One writer who does is Lawrence Davies, and his efforts have spawned three meticulously researched books on Welsh pugilism. The first, Mountain Fighters, explored the lives and times of those bare-fisted hard men who fought on the mountains of Wales when prize-fighting was an illicit activity. The second, Jack Scarrott’s Prize Fighters, focuses on an influential boxing booth showman who assisted such legendary figures as Jim Driscoll and Jimmy Wilde on their paths to glory.
Davies’ latest tome is even more ambitious. The Story of Welsh Boxing: Prize Fighters of Wales (Pitch Publishing) starts in the early 1700s, when pugilists fought with sword and staff, and concludes over a century later. The book charts the exploits of fighters you’ve probably never heard of – men such as “Paddington” Jones, Jack Rasher, Ned Turner and William Charles – and it reveals some fascinating stories.
One poignant account is of the death of Ned Davis, known as “the Wrexham Champion”, at age 38. Davis, a master butcher and grazier by trade, was in his fighting pomp in the 1790s. At 6ft and athletically built, he possessed an imposing physique for the day, and his fighting abilities earned him a place in Pierce Egan’s classic prize-ring compendium Boxiana.
Despite his fearsome reputation, Ned was known as a gentleman. At Chester racecourse, he reputedly rescued Sir Watkin Williams-Wynn, a well-known patron of pugilism, from a group of ruffians. Seeing the baronet in danger, Davis charged through the crowd and flattened the would-be assailants to Williams-Wynn’s relief and delight.
Davis’ end came tragically and dramatically.

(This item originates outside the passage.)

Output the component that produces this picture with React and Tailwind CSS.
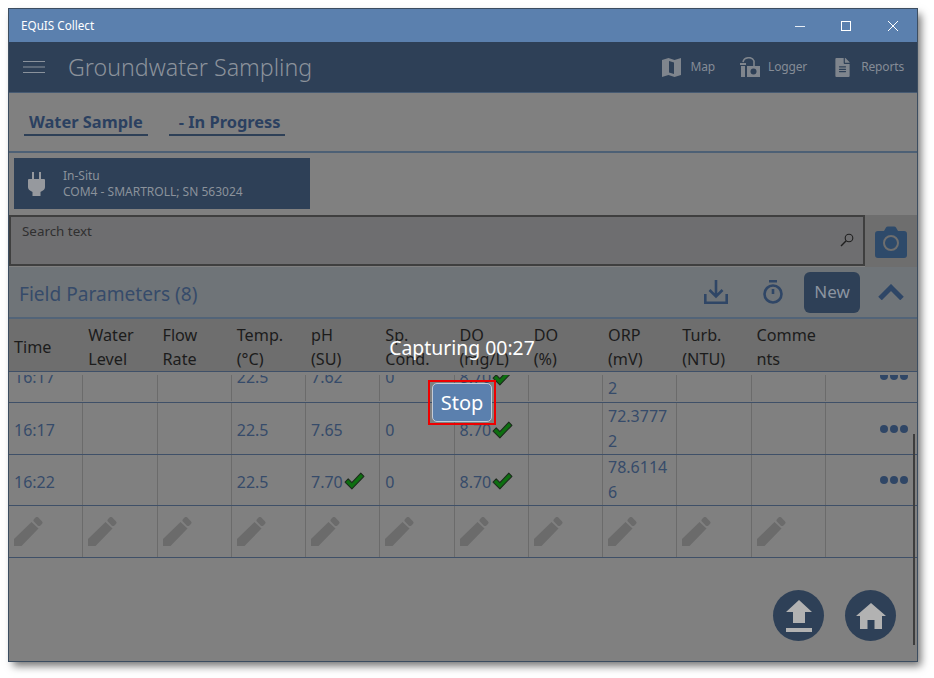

Whilst on an errand to purchase some cattle, he stopped at a pub just outside Wrexham, where a pair of brothers, prompted by some imagined slight, set about him. Ned quickly dealt with his two attackers and resumed his journey. Unwisely, he stopped at the pub again on his return trip that evening. This time the brothers and three more siblings lay in wait, along with 56 other men – mostly workmen in their employment.

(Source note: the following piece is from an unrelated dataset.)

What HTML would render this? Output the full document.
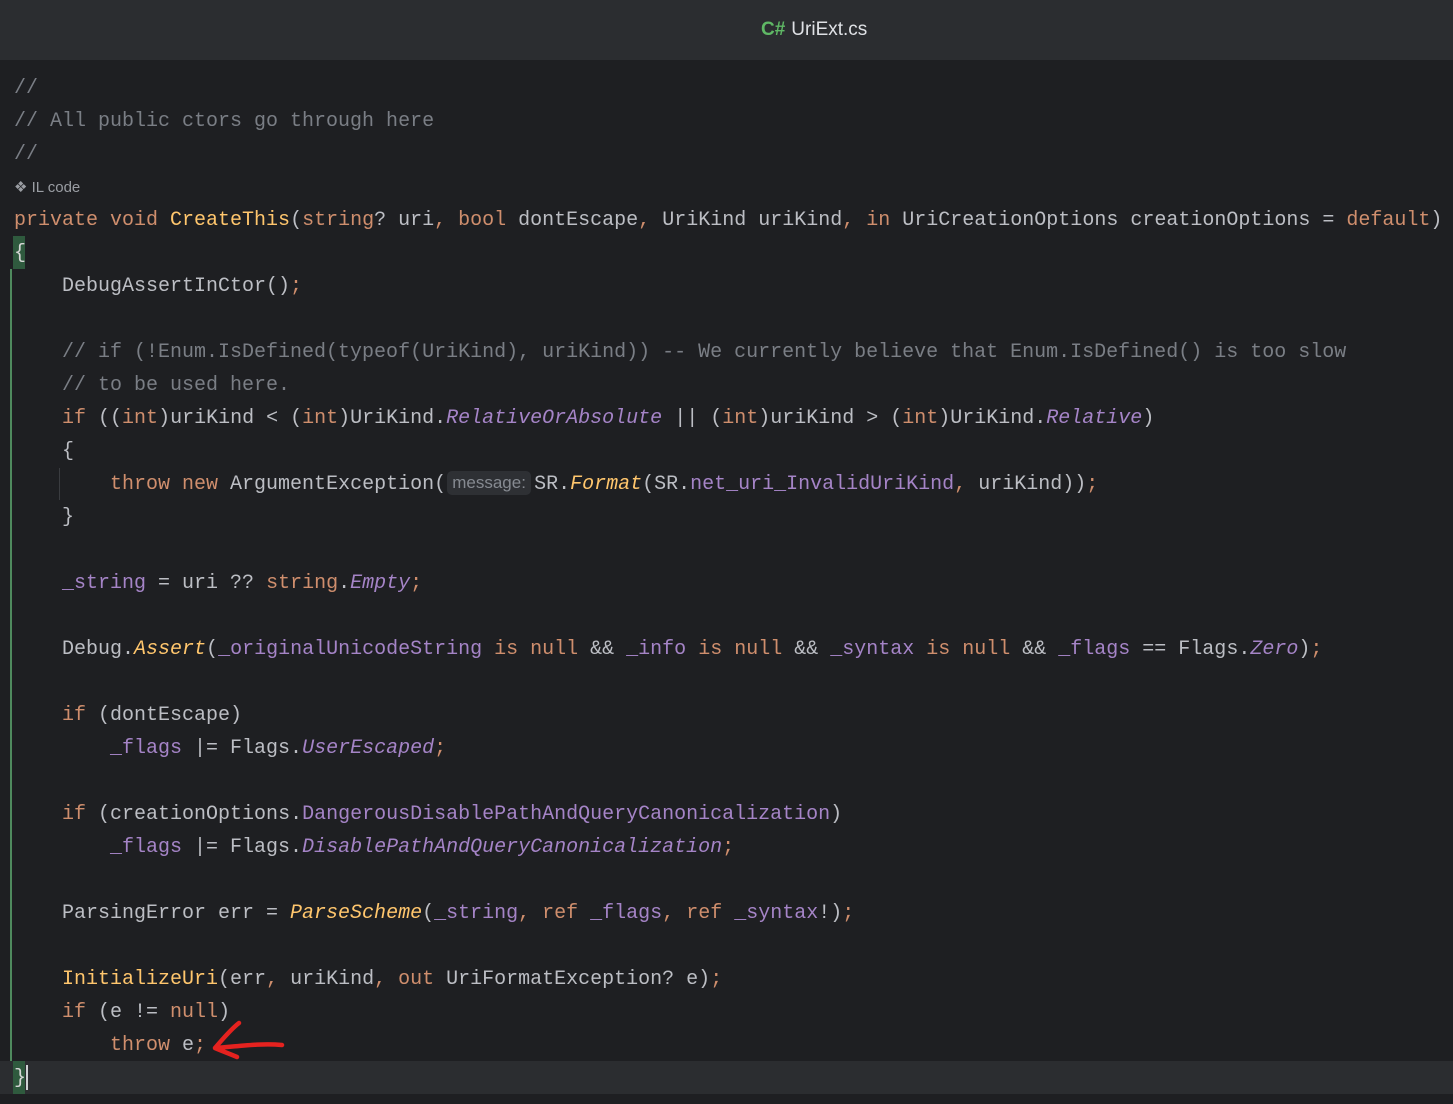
<!DOCTYPE html>
<html><head><meta charset="utf-8"><style>
html,body{margin:0;padding:0;}
body{width:1453px;height:1104px;background:#1e1f22;position:relative;overflow:hidden;font-family:"Liberation Mono",monospace;font-size:20px;color:#bcbec4;}
.title{position:absolute;left:0;top:0;width:1453px;height:60px;background:#2b2d30;}
.title span{position:absolute;left:761px;top:19px;font-family:"Liberation Sans",sans-serif;font-size:19px;color:#dfe1e5;}
.title b{color:#5fb865;font-weight:bold;margin-right:6px;}
.l{position:absolute;left:14px;height:33px;line-height:33px;white-space:pre;}
.k{color:#cf8e6d}.c{color:#7a7e85}.m{color:#ffc66d}.mi{color:#ffc66d;font-style:italic}
.f{color:#a584c7}.fi{color:#a584c7;font-style:italic}.p{color:#cf8e6d}
.hint{display:inline-block;width:84px;height:24px;line-height:24px;margin:0 3px 0 1px;background:#2e3034;border-radius:5px;font-family:"Liberation Sans",sans-serif;font-size:17px;color:#868a91;text-align:center;vertical-align:1px;}
.il{position:absolute;left:14px;top:178px;font-family:"Liberation Sans",sans-serif;font-size:15px;color:#9a9da3;}
.gut{position:absolute;left:10px;top:269px;width:2px;height:792px;background:#4f8a5e;}
.cur{position:absolute;left:0;top:1061px;width:1453px;height:33px;background:#2b2d30;}
.br{position:absolute;left:13px;width:12px;height:33px;background:#2f5a3e;}
.guide{position:absolute;left:59px;top:468px;width:1px;height:32px;background:#3a3c40;}
</style></head><body>
<div class="title"><span><b>C#</b>UriExt.cs</span></div>
<div class="cur"></div>
<div class="br" style="top:236px"></div>
<div class="br" style="top:1061px"></div>
<div class="gut"></div>
<div class="guide"></div>
<div class="l c" style="top:72px">//</div>
<div class="l c" style="top:105px">// All public ctors go through here</div>
<div class="l c" style="top:138px">//</div>
<div class="il">❖ IL code</div>
<div class="l" style="top:204px"><span class="k">private void </span><span class="m">CreateThis</span>(<span class="k">string</span>? uri<span class="p">,</span> <span class="k">bool</span> dontEscape<span class="p">,</span> UriKind uriKind<span class="p">,</span> <span class="k">in</span> UriCreationOptions creationOptions = <span class="k">default</span>)</div>
<div class="l" style="top:237px;color:#d6d6d6">{</div>
<div class="l" style="top:270px">    DebugAssertInCtor()<span class="p">;</span></div>
<div class="l c" style="top:336px">    // if (!Enum.IsDefined(typeof(UriKind), uriKind)) -- We currently believe that Enum.IsDefined() is too slow</div>
<div class="l c" style="top:369px">    // to be used here.</div>
<div class="l" style="top:402px">    <span class="k">if</span> ((<span class="k">int</span>)uriKind &lt; (<span class="k">int</span>)UriKind.<span class="fi">RelativeOrAbsolute</span> || (<span class="k">int</span>)uriKind &gt; (<span class="k">int</span>)UriKind.<span class="fi">Relative</span>)</div>
<div class="l" style="top:435px">    {</div>
<div class="l" style="top:468px">        <span class="k">throw new </span>ArgumentException(<span class="hint">message:</span>SR.<span class="mi">Format</span>(SR.<span class="f">net_uri_InvalidUriKind</span><span class="p">,</span> uriKind))<span class="p">;</span></div>
<div class="l" style="top:501px">    }</div>
<div class="l" style="top:567px">    <span class="f">_string</span> = uri ?? <span class="k">string</span>.<span class="fi">Empty</span><span class="p">;</span></div>
<div class="l" style="top:633px">    Debug.<span class="mi">Assert</span>(<span class="f">_originalUnicodeString</span> <span class="k">is null</span> &amp;&amp; <span class="f">_info</span> <span class="k">is null</span> &amp;&amp; <span class="f">_syntax</span> <span class="k">is null</span> &amp;&amp; <span class="f">_flags</span> == Flags.<span class="fi">Zero</span>)<span class="p">;</span></div>
<div class="l" style="top:699px">    <span class="k">if</span> (dontEscape)</div>
<div class="l" style="top:732px">        <span class="f">_flags</span> |= Flags.<span class="fi">UserEscaped</span><span class="p">;</span></div>
<div class="l" style="top:798px">    <span class="k">if</span> (creationOptions.<span class="f">DangerousDisablePathAndQueryCanonicalization</span>)</div>
<div class="l" style="top:831px">        <span class="f">_flags</span> |= Flags.<span class="fi">DisablePathAndQueryCanonicalization</span><span class="p">;</span></div>
<div class="l" style="top:897px">    ParsingError err = <span class="mi">ParseScheme</span>(<span class="f">_string</span><span class="p">,</span> <span class="k">ref</span> <span class="f">_flags</span><span class="p">,</span> <span class="k">ref</span> <span class="f">_syntax</span>!)<span class="p">;</span></div>
<div class="l" style="top:963px">    <span class="m">InitializeUri</span>(err<span class="p">,</span> uriKind<span class="p">,</span> <span class="k">out</span> UriFormatException? e)<span class="p">;</span></div>
<div class="l" style="top:996px">    <span class="k">if</span> (e != <span class="k">null</span>)</div>
<div class="l" style="top:1029px">        <span class="k">throw</span> e<span class="p">;</span></div>
<div class="l" style="top:1062px;color:#d6d6d6">}</div>
<div style="position:absolute;left:26px;top:1065px;width:2px;height:25px;background:#cfd1d4"></div>
<svg style="position:absolute;left:0;top:0" width="1453" height="1104"><path d="M282 1045 C262 1043 240 1046 216 1048 M239 1023 C230 1030 222 1040 215 1048 C222 1051 230 1054 237 1057" stroke="#e5221f" stroke-width="4.5" fill="none" stroke-linecap="round" stroke-linejoin="round"/></svg>
</body></html>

Davis was forced to fight his way out of the pub, retreating onto a grass plot behind it. There he challenged and battered three of the brothers in quick succession before tackling the other two together. Whilst Ned was grappling with the brothers, a workman “planted a terrible blow on his kidneys” and as a result of this and presumably other blows landed in the fracas Ned lost his life. The Story of Welsh Boxing is filled with absorbing accounts far removed from the fight milieu of today.

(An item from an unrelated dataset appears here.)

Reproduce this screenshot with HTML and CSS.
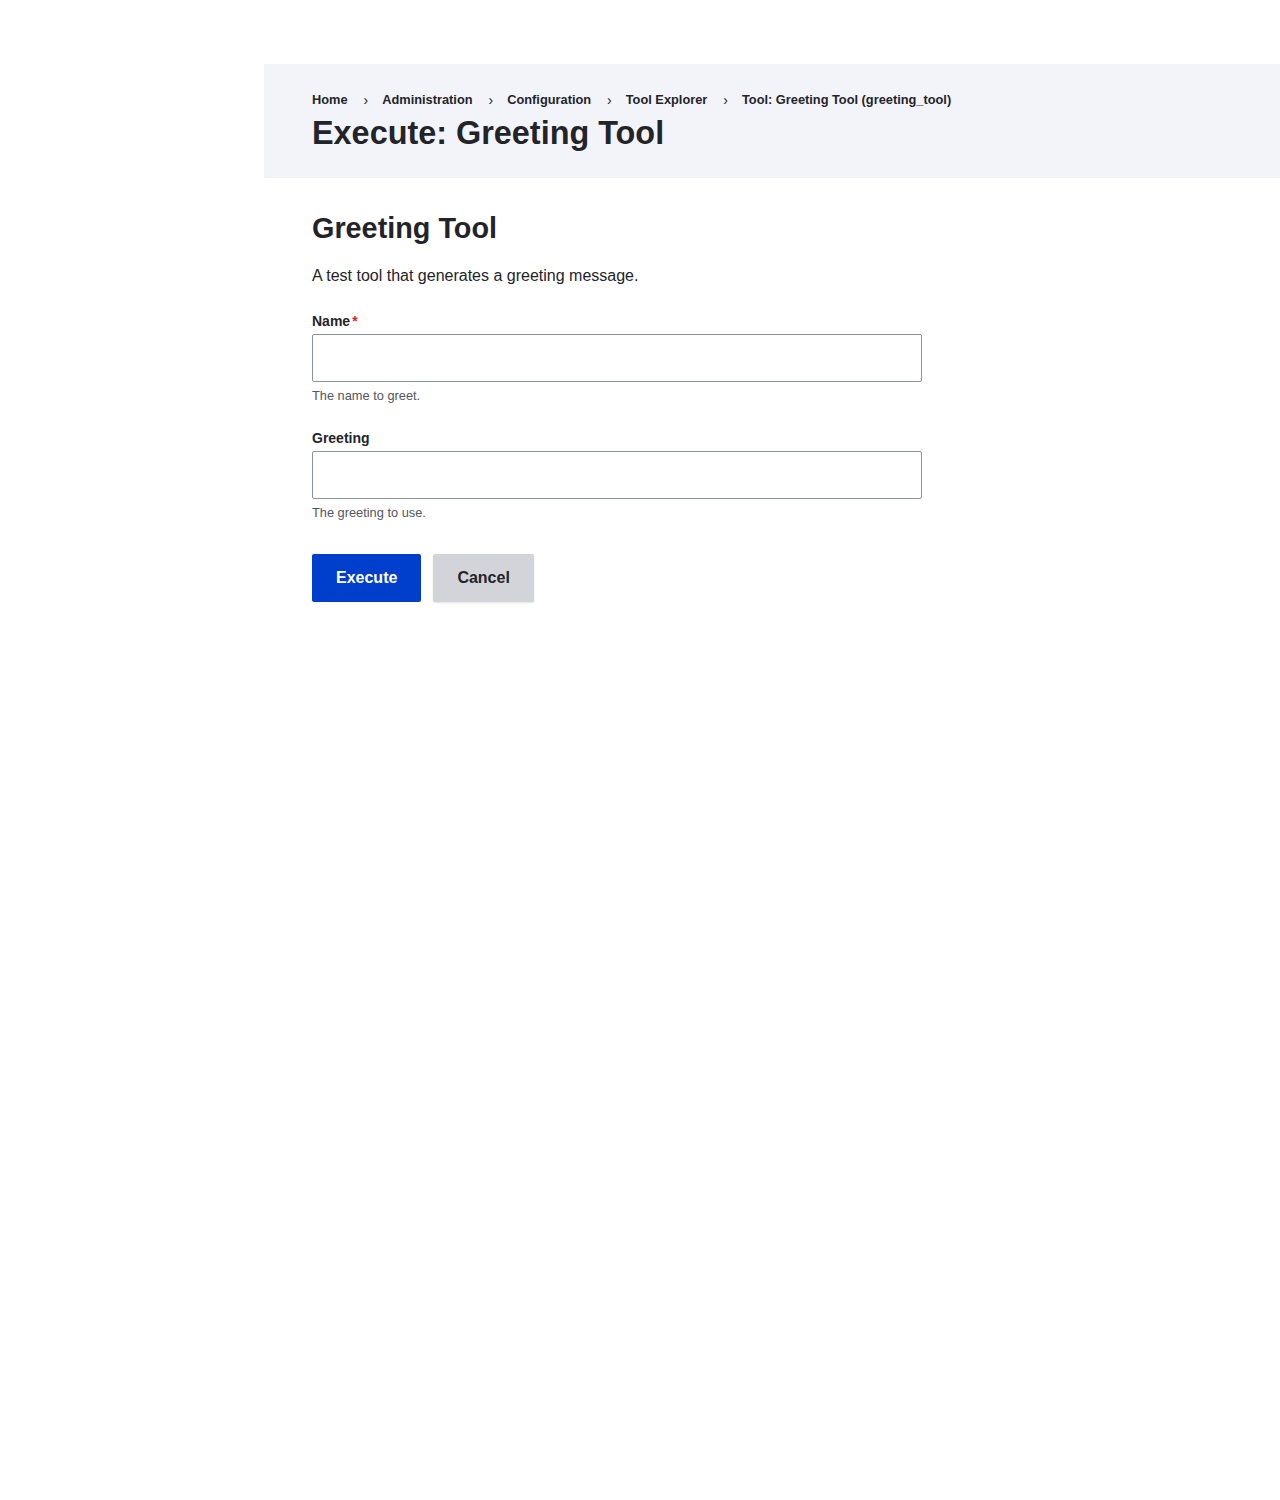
FILE: index.html
```html
<!DOCTYPE html>
<html lang="en">
<head>
<meta charset="utf-8">
<title>Execute: Greeting Tool</title>
<link rel="stylesheet" href="styles.css">
</head>
<body>
<div class="page">
  <header class="page-header">
    <nav class="breadcrumb">
      <ol>
        <li><a href="#">Home</a></li>
        <li><a href="#">Administration</a></li>
        <li><a href="#">Configuration</a></li>
        <li><a href="#">Tool Explorer</a></li>
        <li><a href="#">Tool: Greeting Tool (greeting_tool)</a></li>
      </ol>
    </nav>
    <h1 class="page-title">Execute: Greeting Tool</h1>
  </header>
  <main class="content">
    <h2 class="tool-title">Greeting Tool</h2>
    <p class="tool-desc">A test tool that generates a greeting message.</p>
    <form class="form">
      <div class="form-item">
        <label class="form-label" for="name">Name<span class="required">*</span></label>
        <input class="form-text" id="name" type="text">
        <div class="form-desc">The name to greet.</div>
      </div>
      <div class="form-item">
        <label class="form-label" for="greeting">Greeting</label>
        <input class="form-text" id="greeting" type="text">
        <div class="form-desc">The greeting to use.</div>
      </div>
      <div class="actions">
        <button type="button" class="button button-primary">Execute</button>
        <button type="button" class="button button-secondary">Cancel</button>
      </div>
    </form>
  </main>
</div>
</body>
</html>
```

FILE: styles.css
```css
html, body {
  margin: 0;
  padding: 0;
  background: #ffffff;
}
body {
  font-family: "Liberation Sans", Arial, sans-serif;
  color: #232429;
}
.page {
  margin-left: 264px;
  padding-top: 64px;
}
.page-header {
  background: #f3f4f9;
  padding: 26px 48px 25px;
}
.breadcrumb ol {
  list-style: none;
  margin: 0;
  padding: 0;
  display: flex;
  flex-wrap: wrap;
  font-size: 12.8px;
  line-height: 20px;
  font-weight: bold;
}
.breadcrumb li {
  display: flex;
  align-items: center;
}
.breadcrumb li + li::before {
  content: "\203A";
  padding: 0 14px 0 16px;
  font-weight: normal;
  font-size: 14px;
  color: #232429;
}
.breadcrumb a {
  color: #232429;
  text-decoration: none;
}
.page-title {
  margin: 3px 0 0;
  font-size: 32.4px;
  line-height: 40px;
  font-weight: bold;
}
.content {
  padding: 32px 48px;
}
.tool-title {
  margin: 0;
  font-size: 28.8px;
  line-height: 36px;
  font-weight: bold;
}
.tool-desc {
  margin: 18px 0 0;
  font-size: 16px;
  line-height: 24px;
}
.form {
  margin-top: 24px;
  width: 610px;
}
.form-item + .form-item {
  margin-top: 25px;
}
.form-label {
  display: block;
  font-size: 14px;
  line-height: 18px;
  font-weight: bold;
  margin-bottom: 4px;
}
.required {
  color: #dc2323;
  margin-left: 2px;
}
.form-text {
  display: block;
  box-sizing: border-box;
  width: 610px;
  height: 48px;
  border: 1px solid #8e929c;
  border-radius: 2px;
  background: #fff;
  padding: 0 16px;
  font-family: inherit;
  font-size: 16px;
  margin: 0;
}
.form-desc {
  margin-top: 5px;
  font-size: 12.8px;
  line-height: 17px;
  color: #545560;
}
.actions {
  display: flex;
  gap: 12px;
  margin-top: 33px;
}
.button {
  height: 48px;
  padding: 0 24px;
  border: none;
  border-radius: 2px;
  font-family: inherit;
  font-size: 16px;
  font-weight: bold;
  cursor: pointer;
}
.button-primary {
  background: #003ecc;
  color: #ffffff;
}
.button-secondary {
  background: #d3d4d9;
  color: #232429;
  box-shadow: 0 1px 2px rgba(0,0,0,0.12);
}
```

For most Welsh boxing fans the country’s ring history begins in the days of Welsh, Driscoll and Wilde. But as Davies proves, the true start date of Welsh pugilism was at least two centuries sooner. The book is well produced, and to help readers with the often puzzling prize-ring lexicon, there’s a glossary of pugilistic terms among the appendices. Searching for something with a little more substance than your run-of-the-mill boxing biography? Then give this a try.